Certification of DBE Firms

While contracting goals vary by grantee, the requirements for DBE certification do not. DOT regulations lay out the "certification standards" to be used when certifying DBE firms (49 C.F.R. Part 26 Subpart D). Only certified firms are eligible for a contract award as a DBE and states must establish Unified Certification Programs (UCP) that handle state-wide firm certification. UCPs make certification decisions on behalf of all DOT grant recipients in a state, and maintain a state's directory of DBE firms.

A business seeking DBE certification submits an application to the state UCP in order to be eligible for contracts throughout the state.
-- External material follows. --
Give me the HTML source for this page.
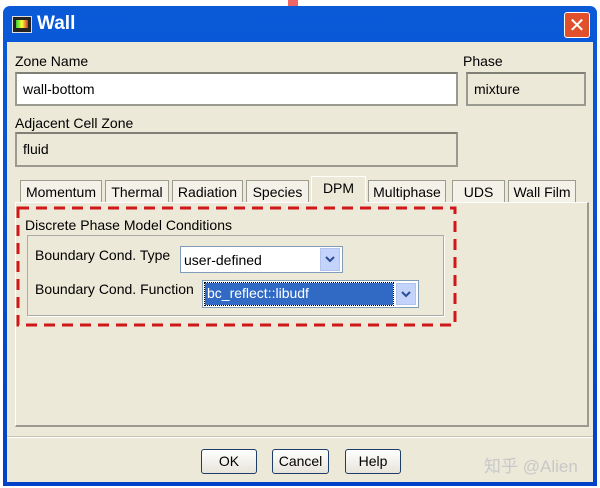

Certification decisions are made through on-site visits to firms and personal interviews, as well as reviews of licenses, stock ownership, equipment, bonding capacity, work completed, financial capacity, and type of work preferred (49 C.F.R. §26.83(c)). DBEs seeking to do business in multiple states generally need to recertify themselves with all applicable UCPs but states can accept certification from other states.

Program Outcome Determinants

Key factors that affect the level of DBE contracting include the type and scale of projects undertaken in any fiscal year and the federal share of funds allocated to projects. In addition, the availability of DBEs able to perform the needed work in a given location, as well as the number of DBEs that ultimately bid on contracts there, affect annual DBE awards and commitments.

Considerations for Congress

Due to the significant amount of funding provided through DOT grants from FHWA, NHTSA, FTA, and FAA, particularly with the passage of the Infrastructure Investment and Jobs Act (P.L. 117-58), Congress may be interested in the DBE program's effectiveness and fraud risks. Congress may also consider program impacts on businesses in the transportation sector, as well as diversity among these businesses. Information provided by grant recipient reporting to DOT agencies may inform Congress's considerations and shed light on this program's significance.